■ **Stated exercise**: Set down, in full, every record in the block.

# # # # # # #

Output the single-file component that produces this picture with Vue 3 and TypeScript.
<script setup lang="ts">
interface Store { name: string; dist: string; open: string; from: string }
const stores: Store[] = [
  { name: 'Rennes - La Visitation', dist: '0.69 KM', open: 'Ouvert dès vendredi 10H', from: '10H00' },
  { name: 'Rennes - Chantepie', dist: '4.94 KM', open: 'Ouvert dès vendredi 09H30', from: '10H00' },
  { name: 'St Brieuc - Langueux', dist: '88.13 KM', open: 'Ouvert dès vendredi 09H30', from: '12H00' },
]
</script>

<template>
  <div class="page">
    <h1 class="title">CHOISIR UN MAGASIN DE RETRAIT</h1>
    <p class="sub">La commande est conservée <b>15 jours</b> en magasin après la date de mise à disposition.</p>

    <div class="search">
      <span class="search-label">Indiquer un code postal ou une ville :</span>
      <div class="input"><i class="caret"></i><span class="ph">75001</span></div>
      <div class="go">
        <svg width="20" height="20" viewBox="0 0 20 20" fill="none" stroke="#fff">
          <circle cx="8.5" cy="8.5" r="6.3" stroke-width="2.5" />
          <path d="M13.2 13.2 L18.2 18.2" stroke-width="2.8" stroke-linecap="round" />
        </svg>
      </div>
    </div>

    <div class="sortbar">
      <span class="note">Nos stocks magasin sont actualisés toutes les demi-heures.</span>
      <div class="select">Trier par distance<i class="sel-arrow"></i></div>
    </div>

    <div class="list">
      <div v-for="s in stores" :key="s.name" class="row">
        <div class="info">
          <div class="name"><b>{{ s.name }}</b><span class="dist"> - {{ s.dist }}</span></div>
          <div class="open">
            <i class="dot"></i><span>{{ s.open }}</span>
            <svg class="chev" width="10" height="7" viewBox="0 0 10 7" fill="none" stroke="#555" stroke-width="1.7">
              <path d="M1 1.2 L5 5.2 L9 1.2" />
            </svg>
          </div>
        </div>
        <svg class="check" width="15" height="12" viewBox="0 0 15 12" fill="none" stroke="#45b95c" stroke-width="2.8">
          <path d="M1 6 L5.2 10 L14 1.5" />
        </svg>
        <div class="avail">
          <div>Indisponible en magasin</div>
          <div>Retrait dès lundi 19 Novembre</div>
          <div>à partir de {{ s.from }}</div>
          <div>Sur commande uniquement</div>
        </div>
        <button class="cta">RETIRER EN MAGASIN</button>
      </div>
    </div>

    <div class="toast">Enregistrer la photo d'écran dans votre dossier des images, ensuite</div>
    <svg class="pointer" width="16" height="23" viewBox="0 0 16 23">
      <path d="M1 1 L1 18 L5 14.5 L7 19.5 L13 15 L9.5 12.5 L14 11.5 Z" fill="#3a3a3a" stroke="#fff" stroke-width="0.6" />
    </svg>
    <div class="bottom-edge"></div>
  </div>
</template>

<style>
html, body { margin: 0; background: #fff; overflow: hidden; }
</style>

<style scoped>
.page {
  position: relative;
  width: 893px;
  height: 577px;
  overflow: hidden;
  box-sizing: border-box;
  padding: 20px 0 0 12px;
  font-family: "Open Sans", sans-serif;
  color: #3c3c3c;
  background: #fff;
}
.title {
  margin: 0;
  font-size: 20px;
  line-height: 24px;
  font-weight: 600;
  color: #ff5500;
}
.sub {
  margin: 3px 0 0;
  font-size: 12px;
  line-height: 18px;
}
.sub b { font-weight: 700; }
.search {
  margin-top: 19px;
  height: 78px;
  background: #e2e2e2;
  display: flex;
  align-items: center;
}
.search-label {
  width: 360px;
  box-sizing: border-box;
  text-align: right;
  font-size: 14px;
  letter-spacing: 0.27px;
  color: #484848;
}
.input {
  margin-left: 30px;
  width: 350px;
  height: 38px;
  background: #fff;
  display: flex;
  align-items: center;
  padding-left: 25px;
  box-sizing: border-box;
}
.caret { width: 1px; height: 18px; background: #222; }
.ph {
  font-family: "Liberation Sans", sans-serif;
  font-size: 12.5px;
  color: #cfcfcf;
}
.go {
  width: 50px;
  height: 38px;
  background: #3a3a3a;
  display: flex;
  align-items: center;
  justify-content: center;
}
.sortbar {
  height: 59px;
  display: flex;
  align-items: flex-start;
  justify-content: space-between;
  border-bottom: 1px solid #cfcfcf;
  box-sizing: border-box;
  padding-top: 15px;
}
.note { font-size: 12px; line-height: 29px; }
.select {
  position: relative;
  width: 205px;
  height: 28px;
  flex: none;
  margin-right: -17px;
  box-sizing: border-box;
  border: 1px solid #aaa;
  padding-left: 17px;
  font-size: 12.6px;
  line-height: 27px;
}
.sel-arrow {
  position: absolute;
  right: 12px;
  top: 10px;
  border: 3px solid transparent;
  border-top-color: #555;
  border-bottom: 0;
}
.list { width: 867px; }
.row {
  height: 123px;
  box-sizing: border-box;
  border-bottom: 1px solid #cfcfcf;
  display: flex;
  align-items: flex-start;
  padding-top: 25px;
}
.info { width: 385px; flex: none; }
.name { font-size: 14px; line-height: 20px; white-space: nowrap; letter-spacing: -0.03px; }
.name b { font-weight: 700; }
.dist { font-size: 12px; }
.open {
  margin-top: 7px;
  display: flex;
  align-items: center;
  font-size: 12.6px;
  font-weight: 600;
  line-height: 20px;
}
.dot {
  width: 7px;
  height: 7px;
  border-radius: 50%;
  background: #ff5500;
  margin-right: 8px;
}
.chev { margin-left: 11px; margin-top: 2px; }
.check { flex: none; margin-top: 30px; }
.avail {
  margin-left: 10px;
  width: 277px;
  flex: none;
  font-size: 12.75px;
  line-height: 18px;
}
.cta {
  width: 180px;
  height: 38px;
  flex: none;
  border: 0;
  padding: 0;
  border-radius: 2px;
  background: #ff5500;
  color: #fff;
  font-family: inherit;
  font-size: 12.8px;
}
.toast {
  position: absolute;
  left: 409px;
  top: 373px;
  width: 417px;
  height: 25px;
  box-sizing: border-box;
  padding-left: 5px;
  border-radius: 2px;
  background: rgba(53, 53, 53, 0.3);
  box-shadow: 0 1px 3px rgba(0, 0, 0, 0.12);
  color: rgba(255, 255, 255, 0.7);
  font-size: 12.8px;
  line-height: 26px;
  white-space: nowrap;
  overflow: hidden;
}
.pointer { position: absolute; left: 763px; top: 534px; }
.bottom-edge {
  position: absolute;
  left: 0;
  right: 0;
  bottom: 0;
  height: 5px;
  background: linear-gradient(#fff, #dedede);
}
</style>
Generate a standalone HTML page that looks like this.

# # # # # # #

■ **Completed task**:
Output the single-file component that produces this picture with Vue 3 and TypeScript.
<script setup lang="ts">
interface Store { name: string; dist: string; open: string; from: string }
const stores: Store[] = [
  { name: 'Rennes - La Visitation', dist: '0.69 KM', open: 'Ouvert dès vendredi 10H', from: '10H00' },
  { name: 'Rennes - Chantepie', dist: '4.94 KM', open: 'Ouvert dès vendredi 09H30', from: '10H00' },
  { name: 'St Brieuc - Langueux', dist: '88.13 KM', open: 'Ouvert dès vendredi 09H30', from: '12H00' },
]
</script>

<template>
  <div class="page">
    <h1 class="title">CHOISIR UN MAGASIN DE RETRAIT</h1>
    <p class="sub">La commande est conservée <b>15 jours</b> en magasin après la date de mise à disposition.</p>

    <div class="search">
      <span class="search-label">Indiquer un code postal ou une ville :</span>
      <div class="input"><i class="caret"></i><span class="ph">75001</span></div>
      <div class="go">
        <svg width="20" height="20" viewBox="0 0 20 20" fill="none" stroke="#fff">
          <circle cx="8.5" cy="8.5" r="6.3" stroke-width="2.5" />
          <path d="M13.2 13.2 L18.2 18.2" stroke-width="2.8" stroke-linecap="round" />
        </svg>
      </div>
    </div>

    <div class="sortbar">
      <span class="note">Nos stocks magasin sont actualisés toutes les demi-heures.</span>
      <div class="select">Trier par distance<i class="sel-arrow"></i></div>
    </div>

    <div class="list">
      <div v-for="s in stores" :key="s.name" class="row">
        <div class="info">
          <div class="name"><b>{{ s.name }}</b><span class="dist"> - {{ s.dist }}</span></div>
          <div class="open">
            <i class="dot"></i><span>{{ s.open }}</span>
            <svg class="chev" width="10" height="7" viewBox="0 0 10 7" fill="none" stroke="#555" stroke-width="1.7">
              <path d="M1 1.2 L5 5.2 L9 1.2" />
            </svg>
          </div>
        </div>
        <svg class="check" width="15" height="12" viewBox="0 0 15 12" fill="none" stroke="#45b95c" stroke-width="2.8">
          <path d="M1 6 L5.2 10 L14 1.5" />
        </svg>
        <div class="avail">
          <div>Indisponible en magasin</div>
          <div>Retrait dès lundi 19 Novembre</div>
          <div>à partir de {{ s.from }}</div>
          <div>Sur commande uniquement</div>
        </div>
        <button class="cta">RETIRER EN MAGASIN</button>
      </div>
    </div>

    <div class="toast">Enregistrer la photo d'écran dans votre dossier des images, ensuite</div>
    <svg class="pointer" width="16" height="23" viewBox="0 0 16 23">
      <path d="M1 1 L1 18 L5 14.5 L7 19.5 L13 15 L9.5 12.5 L14 11.5 Z" fill="#3a3a3a" stroke="#fff" stroke-width="0.6" />
    </svg>
    <div class="bottom-edge"></div>
  </div>
</template>

<style>
html, body { margin: 0; background: #fff; overflow: hidden; }
</style>

<style scoped>
.page {
  position: relative;
  width: 893px;
  height: 577px;
  overflow: hidden;
  box-sizing: border-box;
  padding: 20px 0 0 12px;
  font-family: "Open Sans", sans-serif;
  color: #3c3c3c;
  background: #fff;
}
.title {
  margin: 0;
  font-size: 20px;
  line-height: 24px;
  font-weight: 600;
  color: #ff5500;
}
.sub {
  margin: 3px 0 0;
  font-size: 12px;
  line-height: 18px;
}
.sub b { font-weight: 700; }
.search {
  margin-top: 19px;
  height: 78px;
  background: #e2e2e2;
  display: flex;
  align-items: center;
}
.search-label {
  width: 360px;
  box-sizing: border-box;
  text-align: right;
  font-size: 14px;
  letter-spacing: 0.27px;
  color: #484848;
}
.input {
  margin-left: 30px;
  width: 350px;
  height: 38px;
  background: #fff;
  display: flex;
  align-items: center;
  padding-left: 25px;
  box-sizing: border-box;
}
.caret { width: 1px; height: 18px; background: #222; }
.ph {
  font-family: "Liberation Sans", sans-serif;
  font-size: 12.5px;
  color: #cfcfcf;
}
.go {
  width: 50px;
  height: 38px;
  background: #3a3a3a;
  display: flex;
  align-items: center;
  justify-content: center;
}
.sortbar {
  height: 59px;
  display: flex;
  align-items: flex-start;
  justify-content: space-between;
  border-bottom: 1px solid #cfcfcf;
  box-sizing: border-box;
  padding-top: 15px;
}
.note { font-size: 12px; line-height: 29px; }
.select {
  position: relative;
  width: 205px;
  height: 28px;
  flex: none;
  margin-right: -17px;
  box-sizing: border-box;
  border: 1px solid #aaa;
  padding-left: 17px;
  font-size: 12.6px;
  line-height: 27px;
}
.sel-arrow {
  position: absolute;
  right: 12px;
  top: 10px;
  border: 3px solid transparent;
  border-top-color: #555;
  border-bottom: 0;
}
.list { width: 867px; }
.row {
  height: 123px;
  box-sizing: border-box;
  border-bottom: 1px solid #cfcfcf;
  display: flex;
  align-items: flex-start;
  padding-top: 25px;
}
.info { width: 385px; flex: none; }
.name { font-size: 14px; line-height: 20px; white-space: nowrap; letter-spacing: -0.03px; }
.name b { font-weight: 700; }
.dist { font-size: 12px; }
.open {
  margin-top: 7px;
  display: flex;
  align-items: center;
  font-size: 12.6px;
  font-weight: 600;
  line-height: 20px;
}
.dot {
  width: 7px;
  height: 7px;
  border-radius: 50%;
  background: #ff5500;
  margin-right: 8px;
}
.chev { margin-left: 11px; margin-top: 2px; }
.check { flex: none; margin-top: 30px; }
.avail {
  margin-left: 10px;
  width: 277px;
  flex: none;
  font-size: 12.75px;
  line-height: 18px;
}
.cta {
  width: 180px;
  height: 38px;
  flex: none;
  border: 0;
  padding: 0;
  border-radius: 2px;
  background: #ff5500;
  color: #fff;
  font-family: inherit;
  font-size: 12.8px;
}
.toast {
  position: absolute;
  left: 409px;
  top: 373px;
  width: 417px;
  height: 25px;
  box-sizing: border-box;
  padding-left: 5px;
  border-radius: 2px;
  background: rgba(53, 53, 53, 0.3);
  box-shadow: 0 1px 3px rgba(0, 0, 0, 0.12);
  color: rgba(255, 255, 255, 0.7);
  font-size: 12.8px;
  line-height: 26px;
  white-space: nowrap;
  overflow: hidden;
}
.pointer { position: absolute; left: 763px; top: 534px; }
.bottom-edge {
  position: absolute;
  left: 0;
  right: 0;
  bottom: 0;
  height: 5px;
  background: linear-gradient(#fff, #dedede);
}
</style>
Generate a standalone HTML page that looks like this.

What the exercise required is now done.